My Job: Your Junk is My Mission
Aloha Junk Man removes clutter that people no longer want, from their property or business, and also responds to calls from insurance and remediation companies and real estate agents trying to sell houses that are unpresentable.
NAME: Luke Trefny
JOB: Co-owner of Aloha Junk Man
BEGINNINGS: Trefny met Matt Beasley in 2019 at a Bible study group that Beasley led at their church. Beasley had founded the company Aloha Junk Man the year before, and was drawn to Trefny’s experience in finance, real estate and the hospitality industry. They are now business partners.
The company removes clutter that people no longer want, from their property or business, and also responds to calls from insurance and remediation companies and real estate agents trying to sell houses that are unpresentable, according to Trefny.

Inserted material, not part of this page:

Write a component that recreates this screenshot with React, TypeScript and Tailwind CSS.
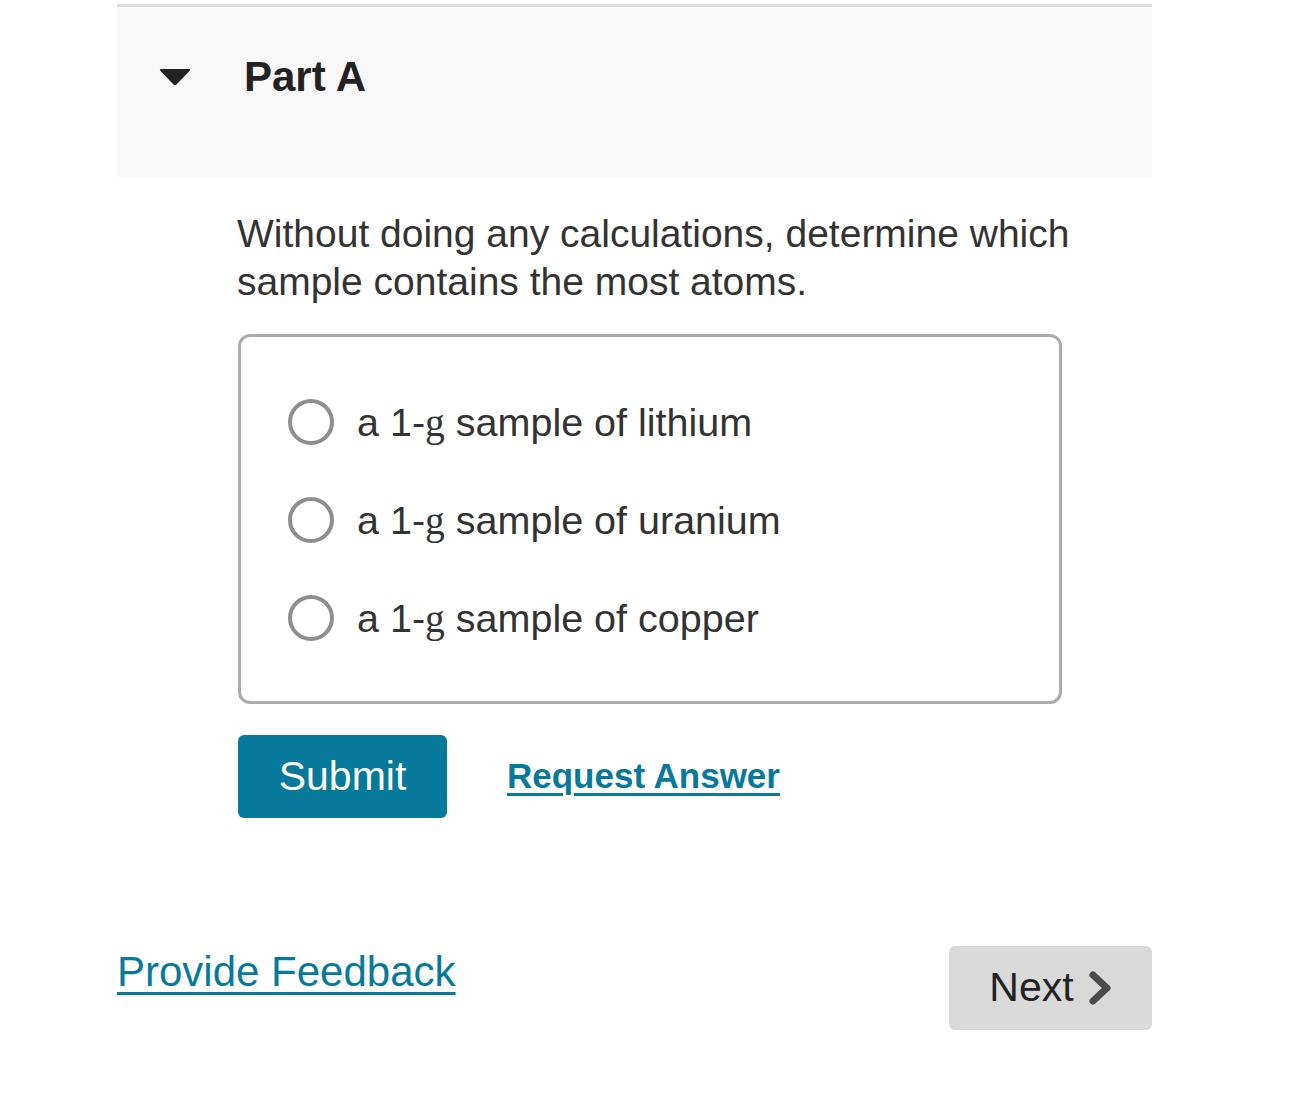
export default function App() {
  const options = ["lithium", "uranium", "copper"];

  return (
    <div className="min-h-screen bg-white pt-[4px] font-['Liberation_Sans',Arial,sans-serif] text-[#333]">
      <div className="mx-[117px] w-[1035px]">
        {/* header */}
        <div className="h-[173px] border-t-[3px] border-[#dedede] bg-[#f8f8f8]">
          <div className="flex items-center pt-[44px]">
            <svg className="ml-[42px] h-[18px] w-[32px]" viewBox="0 0 32 18">
              <path d="M2 1 L30 1 Q32 1 30.5 3 L17.5 16.5 Q16 18 14.5 16.5 L1.5 3 Q0 1 2 1 Z" fill="#222" />
            </svg>
            <h2 className="ml-[53px] text-[42px] font-bold leading-[52px] text-[#222]">Part A</h2>
          </div>
        </div>

        <div className="pl-[120px]">
          {/* question */}
          <p className="mt-[33px] text-[39px] leading-[48px] text-[#333]">
            Without doing any calculations, determine which sample contains the most atoms.
          </p>

          {/* choices */}
          <div className="mt-[28px] ml-[1px] w-[824px] rounded-[12px] border-[3px] border-[#acacac] pb-[34px] pl-[47px] pt-[36px]">
            {options.map((o) => (
              <label key={o} className="flex h-[98px] items-center">
                <span className="h-[46px] w-[46px] shrink-0 rounded-full border-[4px] border-[#8e8e90]" />
                <span className="ml-[23px] text-[39.5px] leading-[48px] text-[#333]">
                  a 1-<span className="font-['Liberation_Serif',serif]">g</span> sample of {o}
                </span>
              </label>
            ))}
          </div>

          {/* actions */}
          <div className="mt-[31px] flex items-center">
            <button className="ml-[1px] h-[83px] w-[209px] rounded-[6px] bg-[#077a9b] text-[41px] text-white">
              Submit
            </button>
            <a className="ml-[60px] text-[35px] font-bold text-[#077a9b] underline decoration-[3px] underline-offset-[5px]">
              Request Answer
            </a>
          </div>
        </div>

        {/* footer */}
        <div className="mt-[128px] flex items-start justify-between">
          <a className="mt-[2px] text-[42px] leading-[48px] text-[#077a9b] underline decoration-[3px] underline-offset-[6px]">
            Provide Feedback
          </a>
          <button className="flex h-[84px] w-[203px] items-center justify-center rounded-[6px] bg-[#d9d9d9] text-[41px] text-[#222]">
            <span>Next</span>
            <svg className="ml-[14px] h-[36px] w-[24px]" viewBox="0 0 24 36">
              <polyline points="5,5 19,18 5,31" fill="none" stroke="#4a4a4a" strokeWidth="7" strokeLinecap="round" strokeLinejoin="round" />
            </svg>
          </button>
        </div>
      </div>
    </div>
  );
}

MISSION: “Before this, I was doing business the wrong way,” he says. “God spoke to me and showed me how to do business. There’s another way to do it, where other people benefit. We don’t live at other people’s expense; we actually better people’s lives.
“We see the impact it makes. We get hugs, fan mail and even tears. We have seen people dance when we give them their patio back. It’s not the most glamorous job that either one of us has had, but it’s the job that makes the most difference.”
UNIQUE FINDS: Not everything they find is junk. Trefny says they’ve discovered thousands of dollars’ worth of historic paintings, gold and silver coins, and even a signed Muhammad Ali boxing glove.
Valuable and reusable items are given back to the owner, donated or posted on their Instagram page, @alohajunkman, to be claimed by community members.
“We give stuff away, and even go as far as to drive across the island to donate items. It’s a lot of work but there have been a lot of businesses that have closed their doors from the COVID-19 pandemic, that didn’t do anything wrong, but someone decided that they were not essential enough to stay open. We have had to dismantle a lot of these closed businesses, so we donate the stuff to … other open businesses at zero cost,” Trefny says.
“We love convincing others we can actually better our town by investing in it. If there’s rubbish on the road, we pick it up with the resources we have. There have been a lot of jobs that we have done for no cost.”
DIFFICULT DAY: “We once removed 42 cats from a house before we could clean it out. It was a hoarding situation, which took about 12 to 15 truckloads to remove all of the stuff from a three-bedroom house,” Trefny says.
He says the owner loved the cats but was overwhelmed. “There was maybe over 20 years of stuff that she had piled up, and it was about 3 feet high. We used a pickax to loosen the layers of filth and the shovel to carry it. It took three days and three crews, with two guys per truck.”
WHAT IT TAKES: “There are days where we walked about 7 miles repeatedly to the truck. On one job, we collected about 11,000 pounds of material and loaded it.”
PAY RANGE: “We start our guys at $18 to $20 an hour,” Trefny says.
This interview has been edited for clarity and conciseness.